Thoughts for Squid-3

Licensing and Copyright

DW:

GPL or BSD?

I would kind of like to assign the copyright to FSF.

Language

DW:

I'd like to write C++. Is it portable and ubiqutitous enough? Will it cause more support headaches from people who can't get it to compile?

Modularity

Henrik:

I think Squid should be divided into a number of "independent" processes:

Main problem with having multiple processes is how to make efficient inter-process calls, and to do this we probably have to make a large sacrifice in portability. Not all UNIX:es are capable of efficient inter-process communication at the level required, and most requires some tuning. However, if layered properly we might be able to provide full portability with the sacrifice of some performance on platforms with limited IPC capabilities.

The object database I'd like to see distributed to the disk processes, where each process maintains the database for the objects it has, with only a rought estimate (i.e. like a cache digest) collected centrally.

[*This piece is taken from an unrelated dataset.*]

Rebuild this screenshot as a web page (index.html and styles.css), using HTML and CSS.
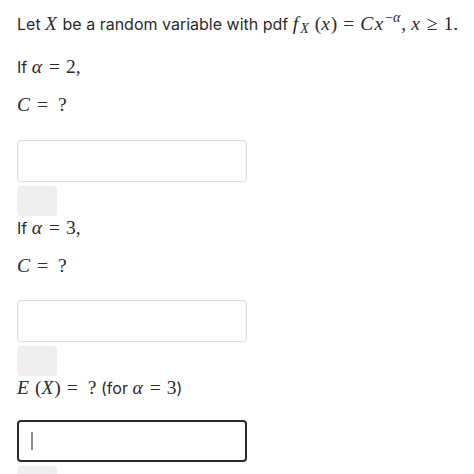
FILE: index.html
```html
<!DOCTYPE html>
<html>
<head>
<meta charset="utf-8">
<link rel="stylesheet" href="styles.css">
</head>
<body>
<p class="row intro">Let <span class="m"><i>X</i></span> be a random variable with pdf <span class="m"><i>f</i><sub class="sb"><i>X</i></sub><span class="gap"></span>(<i>x</i>)<span class="rel">=</span><i>C</i><i>x</i><sup class="sp">−<i>α</i></sup>,<span class="thin"></span><i>x</i><span class="rel">≥</span>1.</span></p>

<p class="row cond first">If <span class="m"><i>α</i><span class="rel">=</span>2,</span></p>
<p class="row ask">
  <span class="m"><i>C</i><span class="rel">=</span><span class="q">?</span></span>
</p>
<div class="field first"></div>
<div class="btn"></div>

<p class="row cond">If <span class="m"><i>α</i><span class="rel">=</span>3,</span></p>
<p class="row ask">
  <span class="m"><i>C</i><span class="rel">=</span><span class="q">?</span></span>
</p>
<div class="field"></div>
<div class="btn"></div>

<p class="row cond">
  <span class="m"><i>E</i><span class="gap"></span>(<i>X</i>)<span class="rel">=</span><span class="q">?</span></span> (for <span class="m"><i>α</i><span class="rel">=</span>3</span>)
</p>
<div class="field focused"><span class="caret"></span></div>
<div class="btn"></div>
</body>
</html>
```

FILE: styles.css
```css
html, body {
  margin: 0;
  background: #ffffff;
}
body {
  padding: 12px 17px 0;
  font-family: Inter, "Noto Sans", sans-serif;
  font-size: 16px;
  color: #2b2b2b;
}
.row {
  margin: 0;
  height: 24px;
  line-height: 24px;
  white-space: nowrap;
}
.cond.first {
  margin-top: 19px;
}
.ask {
  margin-top: 14px;
}
.m {
  font-family: "Liberation Serif", "DejaVu Serif", serif;
  font-size: 19.5px;
  line-height: 0;
}
.m i {
  font-style: italic;
  margin-right: 1px;
}
.rel {
  margin: 0 6px;
}
.q {
  margin-left: 4px;
}
.gap {
  display: inline-block;
  width: 5px;
}
.thin {
  display: inline-block;
  width: 5px;
}
.sb {
  font-size: 14px;
  line-height: 0;
  vertical-align: -3px;
  margin-left: 1px;
}
.sp {
  font-size: 14px;
  line-height: 0;
  vertical-align: 8px;
  margin-left: 1px;
}
.field {
  box-sizing: border-box;
  width: 230px;
  height: 42px;
  margin-top: 22px;
  border: 1px solid #dcdcdc;
  border-radius: 4px;
  background: #ffffff;
}
.field.first {
  margin-top: 23px;
}
.field.focused {
  margin-top: 20px;
  border: 2px solid #2a2a2a;
  display: flex;
  align-items: center;
  padding-left: 12px;
}
.caret {
  width: 2px;
  height: 18px;
  background: #8a8a8a;
}
.btn {
  width: 40px;
  height: 30px;
  margin-top: 4px;
  border-radius: 4px;
  background: #efefef;
}
```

Any IPC should to be carefully planned and performed at a macro level with as large operations as feasible, with proper error recovery in case one of the components fail. If a networking process fails only the requests currently processed by that process should be affected, similary if a disk process fails only the requests currently served from that disk process should be affected.

For DNS/proxy_auth/whatever else some limited distributed caching in the networking processes might be required to cut down on the number of IPC calls, but the bulk of these caches should be managed centrally.

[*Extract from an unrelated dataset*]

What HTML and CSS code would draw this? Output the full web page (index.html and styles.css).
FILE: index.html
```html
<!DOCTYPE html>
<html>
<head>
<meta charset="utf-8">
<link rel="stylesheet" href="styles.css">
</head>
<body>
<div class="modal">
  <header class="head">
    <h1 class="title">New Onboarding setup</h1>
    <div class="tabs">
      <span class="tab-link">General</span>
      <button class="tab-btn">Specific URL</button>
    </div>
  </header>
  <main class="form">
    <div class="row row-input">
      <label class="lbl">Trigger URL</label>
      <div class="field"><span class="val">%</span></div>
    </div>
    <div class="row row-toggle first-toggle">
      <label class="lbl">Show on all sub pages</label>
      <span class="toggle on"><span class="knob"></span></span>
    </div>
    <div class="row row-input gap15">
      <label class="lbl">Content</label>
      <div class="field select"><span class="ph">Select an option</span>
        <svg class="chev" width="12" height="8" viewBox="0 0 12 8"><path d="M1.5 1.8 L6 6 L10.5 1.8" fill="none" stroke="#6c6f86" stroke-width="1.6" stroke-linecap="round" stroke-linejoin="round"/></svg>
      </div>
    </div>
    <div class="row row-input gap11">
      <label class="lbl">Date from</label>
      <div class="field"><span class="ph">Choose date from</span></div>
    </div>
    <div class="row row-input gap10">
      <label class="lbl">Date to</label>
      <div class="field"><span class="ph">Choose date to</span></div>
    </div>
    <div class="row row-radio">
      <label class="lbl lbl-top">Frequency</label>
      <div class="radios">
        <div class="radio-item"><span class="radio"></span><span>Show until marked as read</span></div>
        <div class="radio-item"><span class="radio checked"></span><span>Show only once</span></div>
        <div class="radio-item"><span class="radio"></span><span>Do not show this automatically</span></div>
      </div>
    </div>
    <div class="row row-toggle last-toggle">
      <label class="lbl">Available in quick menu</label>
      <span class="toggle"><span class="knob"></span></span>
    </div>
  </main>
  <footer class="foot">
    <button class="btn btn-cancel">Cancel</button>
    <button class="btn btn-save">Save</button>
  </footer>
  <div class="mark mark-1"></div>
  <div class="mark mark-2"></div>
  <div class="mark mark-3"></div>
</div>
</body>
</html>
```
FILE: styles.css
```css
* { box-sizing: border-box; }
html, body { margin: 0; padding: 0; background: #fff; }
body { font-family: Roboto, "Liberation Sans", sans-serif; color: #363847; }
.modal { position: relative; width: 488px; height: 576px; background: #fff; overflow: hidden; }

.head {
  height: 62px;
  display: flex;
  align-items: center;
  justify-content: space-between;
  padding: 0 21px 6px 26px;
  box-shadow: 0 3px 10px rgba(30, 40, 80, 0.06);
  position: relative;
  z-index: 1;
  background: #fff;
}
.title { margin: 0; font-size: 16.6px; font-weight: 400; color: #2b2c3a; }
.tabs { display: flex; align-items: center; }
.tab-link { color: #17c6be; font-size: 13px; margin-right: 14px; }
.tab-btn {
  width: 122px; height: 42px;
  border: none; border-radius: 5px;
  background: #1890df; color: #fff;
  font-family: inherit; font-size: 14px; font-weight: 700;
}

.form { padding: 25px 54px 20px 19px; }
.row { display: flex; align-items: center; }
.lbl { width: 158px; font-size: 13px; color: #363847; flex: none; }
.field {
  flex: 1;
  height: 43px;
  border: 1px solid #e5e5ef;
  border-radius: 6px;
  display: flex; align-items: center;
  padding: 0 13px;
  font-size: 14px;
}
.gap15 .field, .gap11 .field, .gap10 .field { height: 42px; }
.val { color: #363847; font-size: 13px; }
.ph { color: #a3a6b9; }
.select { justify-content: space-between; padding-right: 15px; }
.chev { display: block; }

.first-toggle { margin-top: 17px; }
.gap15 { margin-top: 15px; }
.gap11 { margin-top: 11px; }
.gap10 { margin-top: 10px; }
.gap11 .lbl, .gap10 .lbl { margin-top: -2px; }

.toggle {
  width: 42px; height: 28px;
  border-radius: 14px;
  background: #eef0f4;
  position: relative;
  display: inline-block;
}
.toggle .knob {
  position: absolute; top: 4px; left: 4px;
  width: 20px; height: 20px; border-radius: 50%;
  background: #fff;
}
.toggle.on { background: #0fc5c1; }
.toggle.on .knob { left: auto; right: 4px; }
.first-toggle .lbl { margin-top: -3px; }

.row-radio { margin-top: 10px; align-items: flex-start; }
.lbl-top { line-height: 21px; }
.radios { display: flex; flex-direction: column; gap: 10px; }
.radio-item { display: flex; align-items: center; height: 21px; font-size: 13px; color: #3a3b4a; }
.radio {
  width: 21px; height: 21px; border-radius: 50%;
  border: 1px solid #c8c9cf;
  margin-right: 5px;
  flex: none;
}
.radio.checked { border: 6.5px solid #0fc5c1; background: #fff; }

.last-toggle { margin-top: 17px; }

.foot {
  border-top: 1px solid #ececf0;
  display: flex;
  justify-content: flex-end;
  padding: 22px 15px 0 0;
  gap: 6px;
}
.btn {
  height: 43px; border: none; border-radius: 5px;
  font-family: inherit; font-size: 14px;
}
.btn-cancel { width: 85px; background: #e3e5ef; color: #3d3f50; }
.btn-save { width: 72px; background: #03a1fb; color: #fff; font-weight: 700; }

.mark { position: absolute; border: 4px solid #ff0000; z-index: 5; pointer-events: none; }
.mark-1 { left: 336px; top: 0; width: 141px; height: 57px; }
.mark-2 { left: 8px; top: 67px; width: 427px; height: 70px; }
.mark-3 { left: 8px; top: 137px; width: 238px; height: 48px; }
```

This requires a number of major transitions of the code desing. For example there will be no globally available StoreEntry structure to connect things together.

Dancer:

The modular, cooperative design allowed us to write different components in different languages (I had to draft a couple perl programmers to get enough manpower to rewrite the project in a week) and allowed us to test components seperately. Now, after three months, we've yet to show any trouble with it. We had exactly two bugs, both found on the first day of testing.

Ah...except....The scheduler (at least under linux 2.0, and probably under 2.2) can display asymptotic, sinusoidal behaviour when some of your components are entirely CPU bound, but have other components relying on them. It's an important thing to watch out for. I can explain more about this gotcha if anyone's interested, but it should be obvious.

Features

What do we want to support that is hard to do with the current code?